330 concurrents sont au départ, dont l’équipe des pompiers vêtus d’orange, il est cinq heures du matin ce vendredi 14 décembre 2007, le jour ne s’est pas encore levé. 127 kilomètres et 6.000 mètres de dénivelé positif sont à parcourir, pour une traversée de la Martinique du Nord au Sud. Une première partie sans joëlette, du fait d’un relief accumulant les ascensions et descentes très techniques, avec celle du Morne Macouba qui mène les coureurs au sommet de la montagne Pelée. En partant du niveau zéro, ils grimpent à 1.300 mètres d’altitude pendant neuf kilomètres. Au fil de l’ascension, le gros du peloton s’étire et les premiers kilomètres donnent quelques indications sur la souffrance qui les attend.

Retrouver les coureurs sur le parcours est un défi pour les accompagnateurs qui, carte de l’île et road book de la course en main, essaient de repérer le meilleur point de rencontre tout en calculant l’itinéraire sur la carte. La course en joëlette commence enfin et Inès est impatiente : elle est la première à prendre place dans la joëlette, il est 17h30, l’équipe repart avec sa passagère sous les yeux ébahis des spectateurs et autres concurrents. Accompagnateurs et enfants rangent le matériel et tout le monde s’installe dans les véhicules, prêts à vivre un périple de deux jours, entre camionnette et joëlette.

C’est aux alentours de 21h30 et sous une pluie battante que nous les retrouvons au sommet d’une ascension. Fatiguée mais heureuse de son expérience, Inès laisse sa place à Andrée, non sans lui passer quelques consignes : « La montée a été très dure pour eux, il fait froid et ils commencent peut-être à fatiguer. Encourage-les, ils en ont besoin ». Andrée est un vrai boute-en-train, elle n’a pas son pareil pour mettre de la bonne humeur, Laurent se confie : « Andrée a pris place dans la joëlette à un moment crucial pour nous. Il faisait nuit, il pleuvait, nous venions de faire un sommet très difficile, c’était notre première expérience… Oui, je crois qu’elle et sa joie de vivre sont arrivés au bon moment. Pendant trois heures, elle n’a pas arrêté de chanter, de nous encourager, de nous raconter des blagues. Elle nous a vraiment redonné du courage et l’envie de ne rien lâcher ».

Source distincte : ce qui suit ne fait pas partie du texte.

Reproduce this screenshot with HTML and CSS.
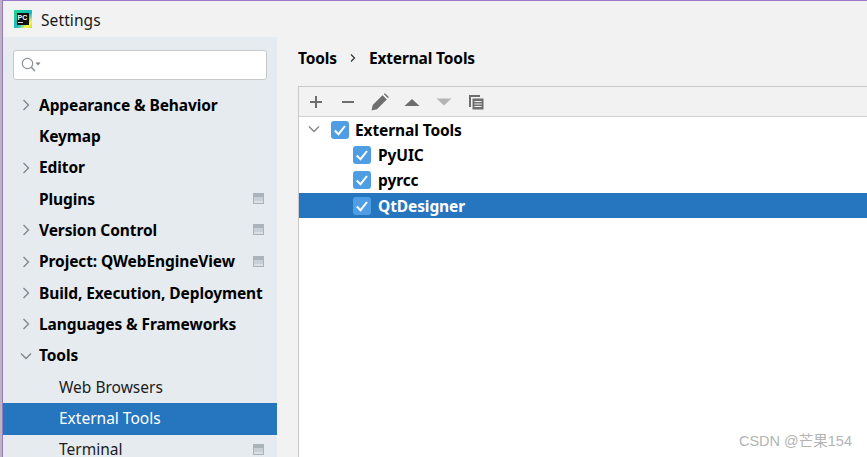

Ce n’est qu’à minuit que nous les retrouvons à un point de ravitaillement. Également fatiguée mais tout aussi ravie qu’Inès, Andrée laisse ses « porteurs ».

Le lendemain matin, les voilà repartis, mais sans la joëlette. En effet, la nuit qui les attend sera dure et longue. Au programme, trois sommets à gravir et autant à redescendre par des sentiers abrupts, étroits et à la seule lumière des lampes frontales. Sur recommandation de l’organisateur, l’équipe avait prévu que cette portion du parcours ne pourrait se faire de nuit en joëlette. Toute l’équipe accompagnatrice et les enfants se rendent à Petit Macabou, le deuxième relais du trail où les coureurs peuvent dormir, manger chaud et se faire soigner.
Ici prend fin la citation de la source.